Keep away from physicians. It is all probing and guessing and pretending with them. They leave it to nature to cure in her own time, but they take the credit. As well as very fat fees.

—Anthony Burgess, 1964

Doctors don’t know everything really. They understand matter, not spirit. And you and I live in spirit.

—William Saroyan, 1943

We have to ask ourselves whether medicine is to remain a humanitarian and respected profession or a new but depersonalized science in the service of prolonging life rather than diminishing human suffering.

—Elisabeth Kübler-Ross, 1969

The physician should look upon the patient as a besieged city and try to rescue him with every means that art and science place at his command.

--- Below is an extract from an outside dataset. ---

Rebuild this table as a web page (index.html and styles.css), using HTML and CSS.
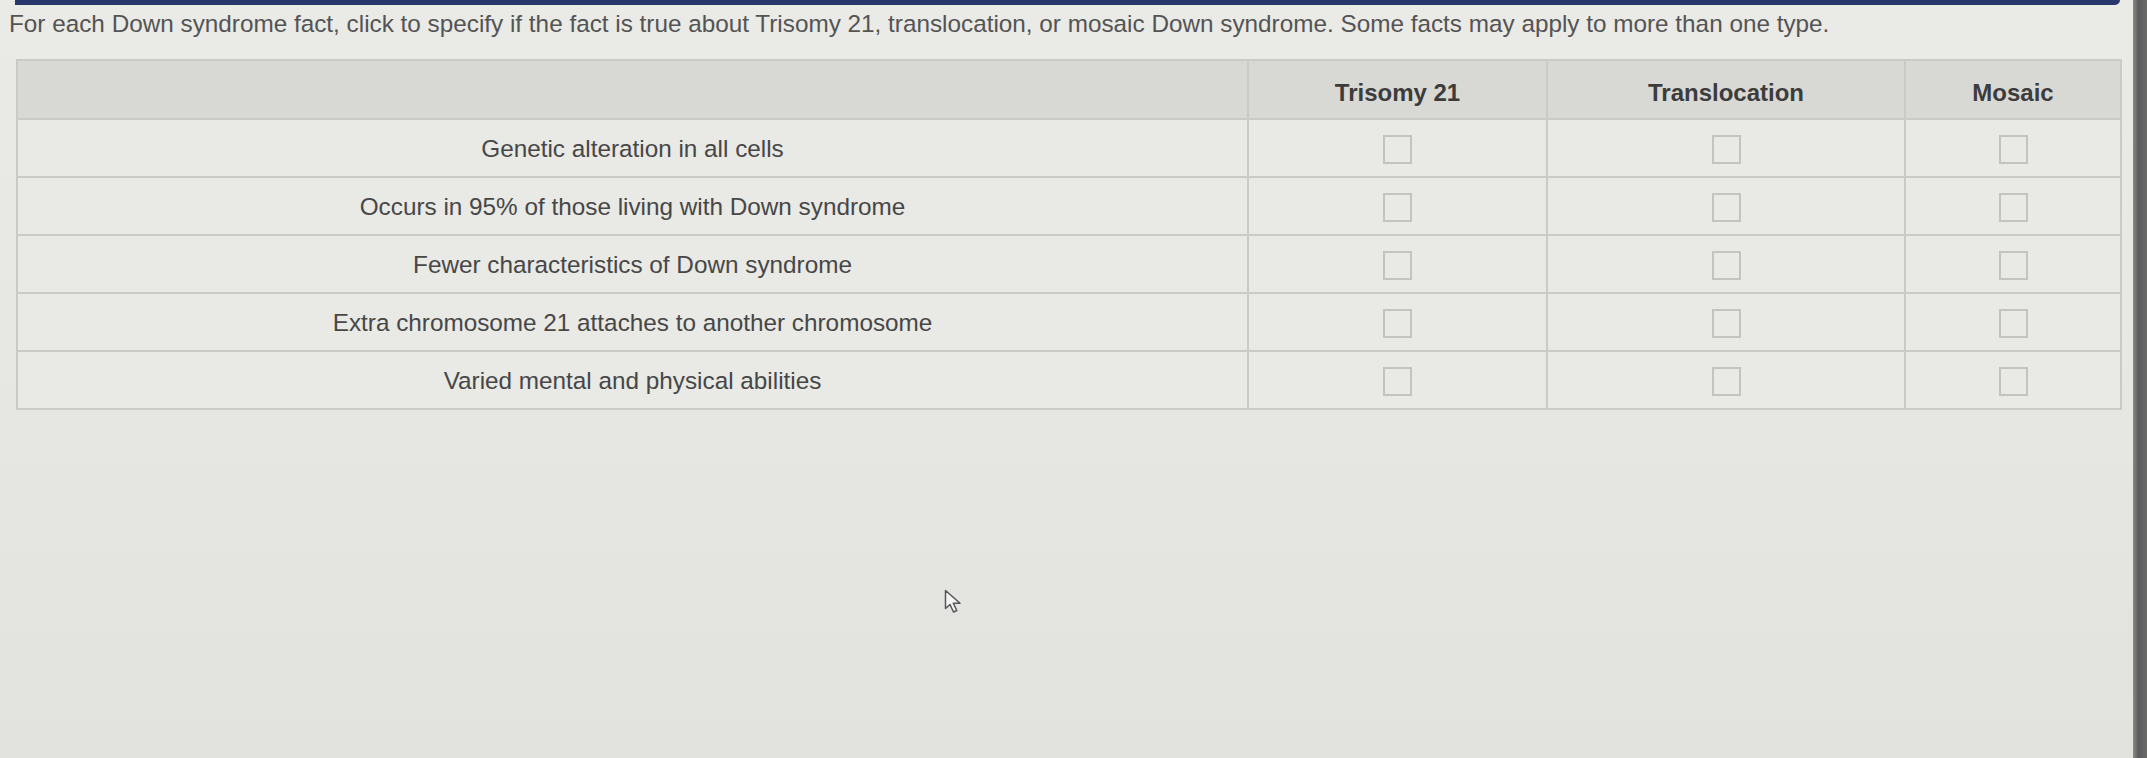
FILE: index.html
```html
<!DOCTYPE html>
<html lang="en">
<head>
<meta charset="utf-8">
<title>Down syndrome facts</title>
<link rel="stylesheet" href="styles.css">
</head>
<body>
<div class="frame">
  <main class="screen">
    <div class="topbar"></div>
    <p class="prompt">For each Down syndrome fact, click to specify if the fact is true about Trisomy 21, translocation, or mosaic Down syndrome. Some facts may apply to more than one type.</p>
    <table class="grid">
      <colgroup>
        <col class="c-fact">
        <col class="c-tri">
        <col class="c-trans">
        <col class="c-mos">
      </colgroup>
      <thead>
        <tr>
          <th></th>
          <th>Trisomy 21</th>
          <th>Translocation</th>
          <th>Mosaic</th>
        </tr>
      </thead>
      <tbody>
        <tr>
          <td class="fact">Genetic alteration in all cells</td>
          <td><span class="box"></span></td>
          <td><span class="box"></span></td>
          <td><span class="box"></span></td>
        </tr>
        <tr>
          <td class="fact">Occurs in 95% of those living with Down syndrome</td>
          <td><span class="box"></span></td>
          <td><span class="box"></span></td>
          <td><span class="box"></span></td>
        </tr>
        <tr>
          <td class="fact">Fewer characteristics of Down syndrome</td>
          <td><span class="box"></span></td>
          <td><span class="box"></span></td>
          <td><span class="box"></span></td>
        </tr>
        <tr>
          <td class="fact">Extra chromosome 21 attaches to another chromosome</td>
          <td><span class="box"></span></td>
          <td><span class="box"></span></td>
          <td><span class="box"></span></td>
        </tr>
        <tr>
          <td class="fact">Varied mental and physical abilities</td>
          <td><span class="box"></span></td>
          <td><span class="box"></span></td>
          <td><span class="box"></span></td>
        </tr>
      </tbody>
    </table>
    <svg class="cursor" width="20" height="26" viewBox="0 0 20 26" aria-hidden="true">
      <path d="M1.5 1.5 L1.5 19.5 L6 15.5 L9.5 23 L12.8 21.5 L9.3 14.2 L16 14.2 Z" fill="#f4f4f2" stroke="#55555a" stroke-width="1.5" stroke-linejoin="round"/>
    </svg>
  </main>
  <div class="bezel"></div>
</div>
</body>
</html>
```

FILE: styles.css
```css
html, body {
  margin: 0;
  padding: 0;
  height: 100%;
  background: #e4e4e0;
}

.frame {
  display: flex;
  width: 2147px;
  height: 758px;
  overflow: hidden;
}

.screen {
  position: relative;
  flex: 1;
  background: linear-gradient(180deg, #eaeae6 0%, #e7e7e3 45%, #e2e2de 100%);
  font-family: "Liberation Sans", Arial, sans-serif;
}

.bezel {
  width: 14px;
  background: linear-gradient(90deg, #8a8a88 0%, #5b5b5b 40%, #6c6c6a 100%);
}

.topbar {
  height: 5px;
  margin-left: 15px;
  width: 2105px;
  background: #28376c;
  border-bottom-right-radius: 5px;
}

.prompt {
  margin: 5px 0 0 0;
  padding-left: 9px;
  font-size: 24.3px;
  line-height: 28px;
  color: #545454;
  white-space: nowrap;
}

.grid {
  margin: 21px 0 0 16px;
  width: 2104px;
  border-collapse: collapse;
  table-layout: fixed;
  color: #474747;
}

.c-fact { width: 1231px; }
.c-tri { width: 299px; }
.c-trans { width: 358px; }
.c-mos { width: 216px; }

.grid th,
.grid td {
  border: 2px solid #cacac6;
  text-align: center;
  vertical-align: middle;
  padding: 0;
}

.grid th {
  height: 51px;
  padding-top: 6px;
  background: #d8d8d4;
  font-size: 24px;
  font-weight: bold;
  color: #3c3c3c;
}

.grid td {
  height: 54px;
  padding-top: 2px;
  background: #e9e9e5;
  font-size: 24.3px;
}

.box {
  display: inline-block;
  width: 25px;
  height: 25px;
  border: 2px solid #c3c3bf;
  vertical-align: middle;
}

.cursor {
  position: absolute;
  left: 944px;
  top: 589px;
}
```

—Alexander of Tralles, c. 600

When the physician said to him, “You have lived to be an old man,” he said, “That is because I never employed you as my physician.”

—Pausanias, c. 450 BC

Health indeed is a precious thing, to recover and preserve which we undergo any misery, drink bitter potions, freely give our goods—restore a man to his health, his purse lies open to thee.

—Robert Burton, 1621

I have yet, I believe, some years in store, for I have a good state of health and a happy mind, and I take care of both by nourishing the first with temperance and the latter with abundance. This, I believe, you will allow to be the true philosophy of life.

—Thomas Paine, 1803

How many desolate creatures on the earth have learnt the simple dues of fellowship and social comfort in a hospital.

—Elizabeth Barrett Browning, 1857

No families take so little medicine as those of doctors, except those of apothecaries.

—Oliver Wendell Holmes, 1860

He is the best physician who is the most ingenious inspirer of hope.

—Samuel Taylor Coleridge, 1833

Be temperate in wine, in eating, girls, and sloth, or the Gout will seize you.

—Benjamin Franklin, 1734

To be sick is to enjoy monarchal prerogatives.

—Charles Lamb, 1833

You can’t find the soul with a scalpel.